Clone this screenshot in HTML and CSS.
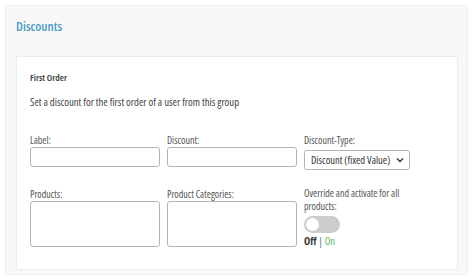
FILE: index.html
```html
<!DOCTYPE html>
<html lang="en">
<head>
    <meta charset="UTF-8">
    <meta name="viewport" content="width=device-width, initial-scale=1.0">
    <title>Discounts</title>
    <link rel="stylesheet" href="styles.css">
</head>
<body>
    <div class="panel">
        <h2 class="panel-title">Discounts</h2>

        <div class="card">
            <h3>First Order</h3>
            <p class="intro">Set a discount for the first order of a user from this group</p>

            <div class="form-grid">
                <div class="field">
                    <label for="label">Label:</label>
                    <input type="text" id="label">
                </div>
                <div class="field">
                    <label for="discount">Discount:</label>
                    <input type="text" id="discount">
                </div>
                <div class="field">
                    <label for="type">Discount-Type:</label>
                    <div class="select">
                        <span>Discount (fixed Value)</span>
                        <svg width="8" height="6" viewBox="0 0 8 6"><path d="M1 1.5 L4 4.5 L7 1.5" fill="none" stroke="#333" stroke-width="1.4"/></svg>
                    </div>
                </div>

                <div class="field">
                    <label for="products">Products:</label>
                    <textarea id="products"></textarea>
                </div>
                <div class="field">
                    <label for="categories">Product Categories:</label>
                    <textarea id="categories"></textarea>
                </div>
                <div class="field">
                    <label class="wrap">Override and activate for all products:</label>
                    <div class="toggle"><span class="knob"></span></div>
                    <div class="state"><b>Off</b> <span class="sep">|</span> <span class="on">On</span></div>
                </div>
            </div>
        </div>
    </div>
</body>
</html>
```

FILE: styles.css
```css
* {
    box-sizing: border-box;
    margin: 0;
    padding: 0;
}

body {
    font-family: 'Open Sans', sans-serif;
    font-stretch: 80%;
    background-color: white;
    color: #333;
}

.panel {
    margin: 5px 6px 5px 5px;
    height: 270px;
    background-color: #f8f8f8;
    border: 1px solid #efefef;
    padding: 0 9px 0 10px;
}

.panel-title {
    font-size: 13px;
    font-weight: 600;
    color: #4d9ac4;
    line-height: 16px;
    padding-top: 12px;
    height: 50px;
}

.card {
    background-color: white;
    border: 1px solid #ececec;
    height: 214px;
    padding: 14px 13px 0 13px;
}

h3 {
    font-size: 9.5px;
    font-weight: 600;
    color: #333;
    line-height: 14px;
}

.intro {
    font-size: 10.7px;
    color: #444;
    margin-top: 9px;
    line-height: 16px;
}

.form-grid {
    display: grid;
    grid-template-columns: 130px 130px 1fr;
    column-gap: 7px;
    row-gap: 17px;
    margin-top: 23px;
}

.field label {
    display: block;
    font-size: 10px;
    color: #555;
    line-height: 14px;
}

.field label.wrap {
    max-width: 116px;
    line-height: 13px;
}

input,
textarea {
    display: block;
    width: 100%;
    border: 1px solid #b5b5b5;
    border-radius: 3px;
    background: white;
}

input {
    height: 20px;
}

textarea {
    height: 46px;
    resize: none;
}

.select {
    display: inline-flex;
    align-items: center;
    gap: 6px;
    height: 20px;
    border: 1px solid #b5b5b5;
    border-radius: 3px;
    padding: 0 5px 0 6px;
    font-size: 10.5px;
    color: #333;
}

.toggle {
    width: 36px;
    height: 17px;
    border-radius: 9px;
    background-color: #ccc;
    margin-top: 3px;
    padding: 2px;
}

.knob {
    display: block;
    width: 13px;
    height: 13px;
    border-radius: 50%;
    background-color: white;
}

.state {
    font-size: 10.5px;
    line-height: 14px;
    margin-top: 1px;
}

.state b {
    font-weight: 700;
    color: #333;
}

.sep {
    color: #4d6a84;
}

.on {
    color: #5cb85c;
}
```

▶ _GOAL OF THE EXERCISE_:
Retype the data above exactly; pictures are not part of the copy.

▶ _TASK ANSWER_:
Clone this screenshot in HTML and CSS.
FILE: index.html
```html
<!DOCTYPE html>
<html lang="en">
<head>
    <meta charset="UTF-8">
    <meta name="viewport" content="width=device-width, initial-scale=1.0">
    <title>Discounts</title>
    <link rel="stylesheet" href="styles.css">
</head>
<body>
    <div class="panel">
        <h2 class="panel-title">Discounts</h2>

        <div class="card">
            <h3>First Order</h3>
            <p class="intro">Set a discount for the first order of a user from this group</p>

            <div class="form-grid">
                <div class="field">
                    <label for="label">Label:</label>
                    <input type="text" id="label">
                </div>
                <div class="field">
                    <label for="discount">Discount:</label>
                    <input type="text" id="discount">
                </div>
                <div class="field">
                    <label for="type">Discount-Type:</label>
                    <div class="select">
                        <span>Discount (fixed Value)</span>
                        <svg width="8" height="6" viewBox="0 0 8 6"><path d="M1 1.5 L4 4.5 L7 1.5" fill="none" stroke="#333" stroke-width="1.4"/></svg>
                    </div>
                </div>

                <div class="field">
                    <label for="products">Products:</label>
                    <textarea id="products"></textarea>
                </div>
                <div class="field">
                    <label for="categories">Product Categories:</label>
                    <textarea id="categories"></textarea>
                </div>
                <div class="field">
                    <label class="wrap">Override and activate for all products:</label>
                    <div class="toggle"><span class="knob"></span></div>
                    <div class="state"><b>Off</b> <span class="sep">|</span> <span class="on">On</span></div>
                </div>
            </div>
        </div>
    </div>
</body>
</html>
```

FILE: styles.css
```css
* {
    box-sizing: border-box;
    margin: 0;
    padding: 0;
}

body {
    font-family: 'Open Sans', sans-serif;
    font-stretch: 80%;
    background-color: white;
    color: #333;
}

.panel {
    margin: 5px 6px 5px 5px;
    height: 270px;
    background-color: #f8f8f8;
    border: 1px solid #efefef;
    padding: 0 9px 0 10px;
}

.panel-title {
    font-size: 13px;
    font-weight: 600;
    color: #4d9ac4;
    line-height: 16px;
    padding-top: 12px;
    height: 50px;
}

.card {
    background-color: white;
    border: 1px solid #ececec;
    height: 214px;
    padding: 14px 13px 0 13px;
}

h3 {
    font-size: 9.5px;
    font-weight: 600;
    color: #333;
    line-height: 14px;
}

.intro {
    font-size: 10.7px;
    color: #444;
    margin-top: 9px;
    line-height: 16px;
}

.form-grid {
    display: grid;
    grid-template-columns: 130px 130px 1fr;
    column-gap: 7px;
    row-gap: 17px;
    margin-top: 23px;
}

.field label {
    display: block;
    font-size: 10px;
    color: #555;
    line-height: 14px;
}

.field label.wrap {
    max-width: 116px;
    line-height: 13px;
}

input,
textarea {
    display: block;
    width: 100%;
    border: 1px solid #b5b5b5;
    border-radius: 3px;
    background: white;
}

input {
    height: 20px;
}

textarea {
    height: 46px;
    resize: none;
}

.select {
    display: inline-flex;
    align-items: center;
    gap: 6px;
    height: 20px;
    border: 1px solid #b5b5b5;
    border-radius: 3px;
    padding: 0 5px 0 6px;
    font-size: 10.5px;
    color: #333;
}

.toggle {
    width: 36px;
    height: 17px;
    border-radius: 9px;
    background-color: #ccc;
    margin-top: 3px;
    padding: 2px;
}

.knob {
    display: block;
    width: 13px;
    height: 13px;
    border-radius: 50%;
    background-color: white;
}

.state {
    font-size: 10.5px;
    line-height: 14px;
    margin-top: 1px;
}

.state b {
    font-weight: 700;
    color: #333;
}

.sep {
    color: #4d6a84;
}

.on {
    color: #5cb85c;
}
```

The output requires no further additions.